## Exercise goal
From the listing below, extract every line containing "component".

>> begin

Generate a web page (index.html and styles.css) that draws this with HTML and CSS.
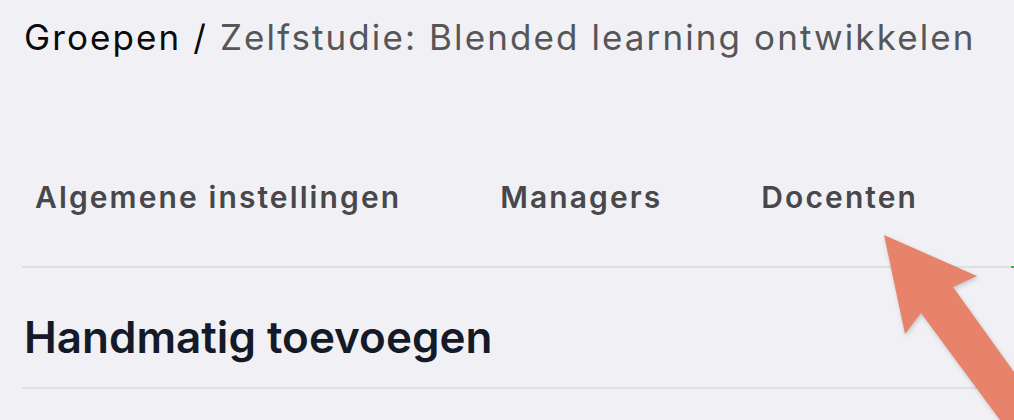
FILE: index.html
```html
<!DOCTYPE html>
<html lang="nl">
<head>
  <meta charset="UTF-8" />
  <meta name="viewport" content="width=device-width, initial-scale=1" />
  <title>Zelfstudie: Blended learning ontwikkelen</title>
  <link rel="stylesheet" href="styles.css">
</head>
<body>
<div class="page">
  <div class="breadcrumb">
    <span class="crumb-root">Groepen /</span>
    <span class="crumb-current">Zelfstudie: Blended learning ontwikkelen</span>
  </div>

  <nav class="tabs">
    <a class="tab">Algemene instellingen</a>
    <a class="tab">Managers</a>
    <a class="tab">Docenten</a>
    <span class="tab-active-bar"></span>
  </nav>

  <div class="section">
    <h2>Handmatig toevoegen</h2>
  </div>
</div>

<svg class="pointer" width="160" height="200" viewBox="0 0 160 200">
  <polygon points="30,15 123,56 99,67 160,152 160,200 146,200 67,93 51,114" fill="#e7836a" />
</svg>
</body>
</html>
```

FILE: styles.css
```css
* { box-sizing: border-box; }
body {
  margin: 0;
  background: #f1f1f5;
  font-family: Inter, 'Noto Sans', sans-serif;
  overflow: hidden;
}
.page {
  padding: 16px 0 0 22px;
}
.breadcrumb {
  font-size: 35px;
  line-height: 42px;
  letter-spacing: 2.1px;
  padding-left: 2px;
}
.crumb-root {
  color: #0a0a0a;
}
.crumb-current {
  color: #565659;
}
.tabs {
  position: relative;
  display: flex;
  gap: 99px;
  margin-top: 121px;
  padding: 0 0 51px 13px;
  border-bottom: 2px solid #dedee3;
}
.tab {
  font-size: 30px;
  font-weight: 600;
  letter-spacing: 2.1px;
  color: #48484b;
  line-height: 36px;
}
.tab-active-bar {
  position: absolute;
  right: 0;
  bottom: -2px;
  width: 3px;
  height: 2px;
  background: #3fae4f;
}
.section {
  border-bottom: 2px solid #dedee3;
  padding: 43px 0 24px 2px;
}
.section h2 {
  margin: 0;
  font-size: 44px;
  font-weight: 600;
  line-height: 52px;
  color: #151a28;
}
.pointer {
  position: absolute;
  left: 854px;
  top: 220px;
  filter: drop-shadow(1px 2px 2px rgba(0, 0, 0, 0.18));
}
```
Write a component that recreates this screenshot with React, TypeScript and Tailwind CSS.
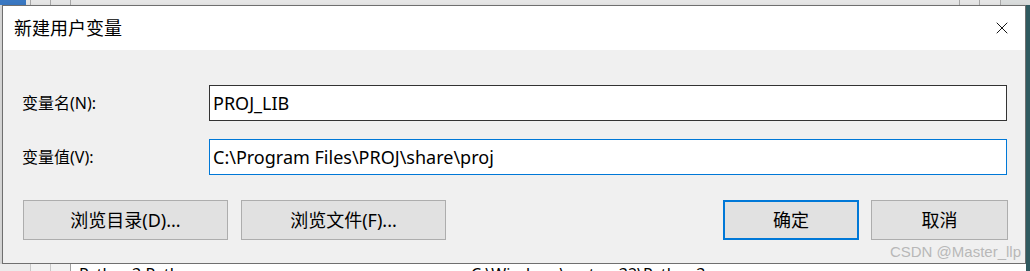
import { X } from 'lucide-react';

const ui = "font-['Segoe_UI','Noto_Sans','Noto_Sans_CJK_SC',sans-serif]";

function Field({ label, value, focused }: { label: string; value: string; focused?: boolean }) {
    return (
        <div className="flex items-center h-[36px]">
            <div className="w-[187px] text-[16px] text-[#000]">{label}</div>
            <div
                className={`w-[798px] h-[36px] bg-white flex items-center pl-[3px] text-[18px] text-black border ${
                    focused ? 'border-[#0078d7]' : 'border-[#333333]'
                }`}
            >
                {value}
            </div>
        </div>
    );
}

function Btn({ label, w, primary }: { label: string; w: string; primary?: boolean }) {
    return (
        <button
            className={`${w} h-[40px] bg-[#e1e1e1] text-[18px] text-black flex items-center justify-center ${
                primary ? 'border-2 border-[#0078d7]' : 'border border-[#adadad]'
            }`}
        >
            {label}
        </button>
    );
}

export default function App() {
    return (
        <div className={`w-[1030px] h-[271px] overflow-hidden flex flex-col bg-[#f4f4f4] ${ui}`}>
            {/* window behind, top edge */}
            <div className="h-[5px] flex bg-[#e6e6e6]">
                <div className="w-[26px] bg-[#3a78c2]" />
                <div className="w-[4px]" />
                <div className="w-[20px] border-l border-[#a8a8a8]" />
                <div className="w-[20px] border-l border-[#a8a8a8]" />
                <div className="flex-1 border-l border-[#a8a8a8]" />
                <div className="w-[20px] border-l border-[#a8a8a8]" />
                <div className="w-[21px] border-l border-[#a8a8a8]" />
                <div className="w-[30px] border-l border-[#a8a8a8] bg-[#d9dcdc]" />
            </div>

            <div className="flex h-[259px]">
                <div className="w-[2px] bg-[#d8d8d8]" />
                {/* dialog */}
                <div className="w-[1024px] border border-[#6f6f6f] flex flex-col shadow-[2px_2px_4px_rgba(0,0,0,0.25)]">
                    <div className="h-[44px] bg-white flex items-center justify-between pl-[11px] pr-[13px]">
                        <span className="text-[18px] text-black">新建用户变量</span>
                        <X size={20} strokeWidth={1.1} className="text-black" />
                    </div>
                    <div className="flex-1 bg-[#f0f0f0] pl-[19px] pt-[35px] relative">
                        <div className="flex flex-col gap-[18px]">
                            <Field label="变量名(N):" value="PROJ_LIB" />
                            <Field label="变量值(V):" value="C:\Program Files\PROJ\share\proj" focused />
                        </div>
                        <div className="flex items-center mt-[25px] pl-[1px] pr-[17px]">
                            <div className="flex gap-[13px]">
                                <Btn label="浏览目录(D)..." w="w-[205px]" />
                                <Btn label="浏览文件(F)..." w="w-[205px]" />
                            </div>
                            <div className="flex-1" />
                            <div className="flex gap-[12px]">
                                <Btn label="确定" w="w-[136px]" primary />
                                <Btn label="取消" w="w-[137px]" />
                            </div>
                        </div>
                        <span className="absolute right-[4px] bottom-[4px] font-['Liberation_Sans',sans-serif] text-[15px] leading-none text-[#b8b8b8]">
                            CSDN @Master_llp
                        </span>
                    </div>
                </div>
                <div className="flex-1 bg-[#2f5a60]" />
            </div>

            {/* window behind, bottom edge */}
            <div className="flex-1 flex overflow-hidden bg-white">
                <div className="w-[30px] bg-[#ececec]" />
                <div className="w-[20px] border-l border-[#c8c8c8] bg-[#f2f2f2]" />
                <div className="w-[20px] border-l border-[#c8c8c8] bg-[#f2f2f2]" />
                <div className="flex-1 border-l border-[#a0a0a0] pl-[8px] pt-[2px] text-[16px] leading-none text-black whitespace-nowrap">
                    Python3 Path{'\u00a0'.repeat(70)}C:\Windows\system32\Python3
                </div>
                <div className="w-[4px] bg-[#2f5a60]" />
            </div>
        </div>
    );
}
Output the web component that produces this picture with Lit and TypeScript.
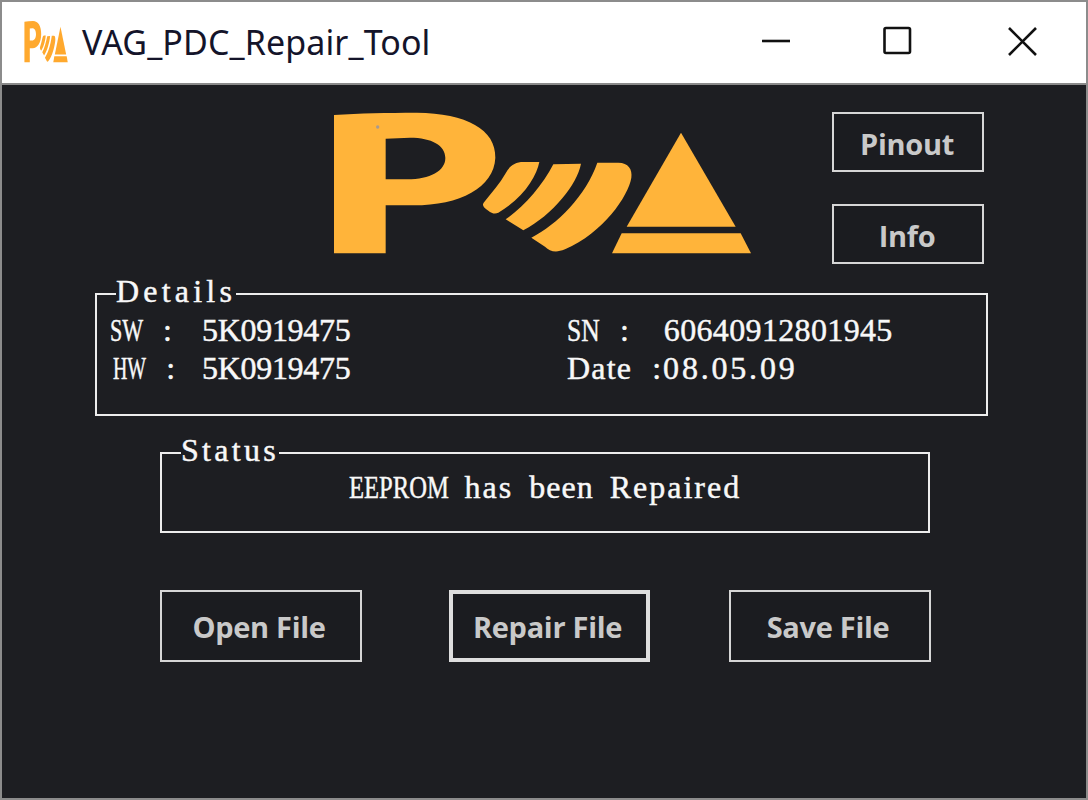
import { LitElement, html, css, svg } from "lit";
import { customElement } from "lit/decorators.js";

const logoShapes = svg`
  <path fill-rule="evenodd" d="M42 57 C120 52 200 50 290 50 C440 52 528 100 526 185 C522 275 420 328 280 328 L197 328 L197 472 L42 472 Z M197 128 L197 250 L262 250 C330 250 376 225 376 186 C376 148 335 125 270 125 Z"/>
  <path d="M491 320 C515 290 540 262 557 232 C568 210 585 198 610 198 L658 198 C650 240 612 305 535 350 C525 355 515 352 505 344 C490 334 486 328 491 320 Z"/>
  <path d="M557 370 C612 332 668 268 700 205 L783 203 C771 265 700 355 610 403 Z"/>
  <path d="M634 425 C712 385 797 300 832 200 L895 200 C925 200 938 220 934 245 C925 300 850 410 735 460 C705 472 690 465 675 452 Z"/>
  <path d="M1083 110 L1247 392 L920 392 Z"/>
  <path d="M905 412 L1262 412 L1293 472 L876 472 Z"/>
`;

@customElement("app-root")
export class AppRoot extends LitElement {
  static styles = css`
    :host {
      display: block;
      width: 1088px;
      height: 800px;
      overflow: hidden;
    }
    .window {
      box-sizing: border-box;
      width: 1088px;
      height: 800px;
      border: 2px solid #8c8c8c;
      display: flex;
      flex-direction: column;
      background: #1d1e22;
    }
    .titlebar {
      box-sizing: border-box;
      height: 83px;
      flex: none;
      background: #fff;
      border-bottom: 2px solid #8a8a8a;
      display: flex;
      align-items: center;
      padding: 0 0 0 22px;
      color: #14142a;
    }
    .favicon { width: 44px; height: 43px; fill: #ffa92e; flex: none; margin: 0 14px 3px 0; }
    .title {
      font: 400 34px/1 "Noto Sans", sans-serif;
      letter-spacing: 0.1px;
      flex: 1;
      position: relative;
      top: -1px;
    }
    .ctl { flex: none; display: flex; gap: 90px; margin: 0 47px 4px 0; }
    .ctl svg { width: 34px; height: 34px; fill: none; stroke: #111; stroke-width: 2.6; display: block; }
    .client {
      flex: 1;
      display: flex;
      flex-direction: column;
      color: #f2f2f2;
    }
    .top {
      display: flex;
      align-items: flex-start;
      height: 196px;
      padding-top: 11px;
      box-sizing: border-box;
    }
    .logo { width: 440px; height: 170px; margin-left: 318px; flex: none; fill: #ffb43a; display: block; }
    .side {
      margin-left: 72px;
      margin-top: 16px;
      display: flex;
      flex-direction: column;
      gap: 32px;
    }
    button {
      box-sizing: border-box;
      background: #1b1c20;
      color: #c9c9c9;
      border: 2px solid #d6d6d6;
      font: 700 29px/1 "Open Sans", sans-serif;
      letter-spacing: -0.3px;
      margin: 0;
      display: block;
    }
    .small { width: 152px; height: 60px; padding: 3px 2px 0 0; }
    .large { width: 202px; height: 72px; padding: 0 4px 0 0; }
    .focused { border-width: 4px; border-color: #dedede; width: 201px; margin: 0 79px 0 87px; }
    fieldset {
      box-sizing: border-box;
      margin: 0;
      min-width: 0;
      border: 2px solid #ededed;
    }
    legend {
      padding: 0;
      height: 26px;
      overflow: visible;
    }
    .t {
      font: 400 32px/26px "Liberation Serif", serif;
      white-space: pre;
      display: inline-block;
      color: #f8f8f8;
      -webkit-text-stroke: 0.45px #f8f8f8;
    }
    legend .t { line-height: 20px; }
    .cond { transform: scaleX(0.69); transform-origin: left center; margin-right: -15px; }
    .cond-sn { transform: scaleX(0.8); transform-origin: left center; margin-right: -8px; }
    .cond-hw { transform: scaleX(0.62); transform-origin: left center; margin-right: -20px; }
    .cond-ee { transform: scaleX(0.77); transform-origin: left center; margin-right: -30px; }
    .colon { margin-left: 20px; }
    .details {
      width: 893px;
      height: 135px;
      margin-left: 93px;
      padding: 0 0 0 13px;
    }
    .details legend { margin-left: 6px; letter-spacing: 4.2px; }
    .rows {
      display: grid;
      grid-template-columns: 92px 365px 1fr;
      grid-auto-rows: 38px;
      margin-top: 4px;
      align-items: center;
    }
    .row-label { display: flex; }
    .hw { padding-left: 3px; }
    .sw-val { letter-spacing: -0.3px; }
    .sn-val { letter-spacing: 0.35px; margin-left: 35px; }
    .date { letter-spacing: 1.2px; }
    .date-val { letter-spacing: 2.8px; margin-left: 2px; }
    .status {
      width: 770px;
      height: 93px;
      margin: 24px 0 0 158px;
      padding: 0;
    }
    .status legend { margin-left: 19px; letter-spacing: 3.3px; }
    .msg { display: flex; justify-content: center; gap: 16px; padding-top: 8px; }
    .sp2 { letter-spacing: 2px; }
    .sp1 { letter-spacing: 1px; }
    .actions {
      display: flex;
      margin: 57px 0 0 158px;
    }
  `;

  render() {
    return html`
      <div class="window">
        <div class="titlebar">
          <svg class="favicon" viewBox="30 40 1270 440" preserveAspectRatio="none">${logoShapes}</svg>
          <div class="title">VAG_PDC_Repair_Tool</div>
          <div class="ctl">
            <svg viewBox="0 0 34 34"><path d="M5 17 H33"/></svg>
            <svg viewBox="0 0 34 34"><rect x="3.5" y="4" width="25.5" height="25" rx="1.5"/></svg>
            <svg viewBox="0 0 34 34"><path d="M4 4 L31 31 M31 4 L4 31"/></svg>
          </div>
        </div>
        <div class="client">
          <div class="top">
            <svg class="logo" viewBox="0 0 1320 510">
              ${logoShapes}
              <circle cx="173" cy="93" r="5" fill="#a89a90"/>
            </svg>
            <div class="side">
              <button class="small">Pinout</button>
              <button class="small">Info</button>
            </div>
          </div>
          <fieldset class="details">
            <legend><span class="t">Details</span></legend>
            <div class="rows">
              <div class="row-label"><span class="t cond">SW</span><span class="t colon">:</span></div>
              <span class="t sw-val">5K0919475</span>
              <div class="row-label"><span class="t cond-sn">SN</span><span class="t colon">:</span><span class="t sn-val">60640912801945</span></div>
              <div class="row-label hw"><span class="t cond-hw">HW</span><span class="t colon">:</span></div>
              <span class="t sw-val">5K0919475</span>
              <div class="row-label"><span class="t date">Date</span><span class="t colon">:</span><span class="t date-val">08.05.09</span></div>
            </div>
          </fieldset>
          <fieldset class="status">
            <legend><span class="t">Status</span></legend>
            <div class="msg">
              <span class="t cond-ee">EEPROM</span>
              <span class="t sp2">has</span>
              <span class="t sp1">been</span>
              <span class="t sp2">Repaired</span>
            </div>
          </fieldset>
          <div class="actions">
            <button class="large">Open File</button>
            <button class="large focused">Repair File</button>
            <button class="large">Save File</button>
          </div>
        </div>
      </div>
    `;
  }
}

>> end

## Completed exercise
Write a component that recreates this screenshot with React, TypeScript and Tailwind CSS.
Output the web component that produces this picture with Lit and TypeScript.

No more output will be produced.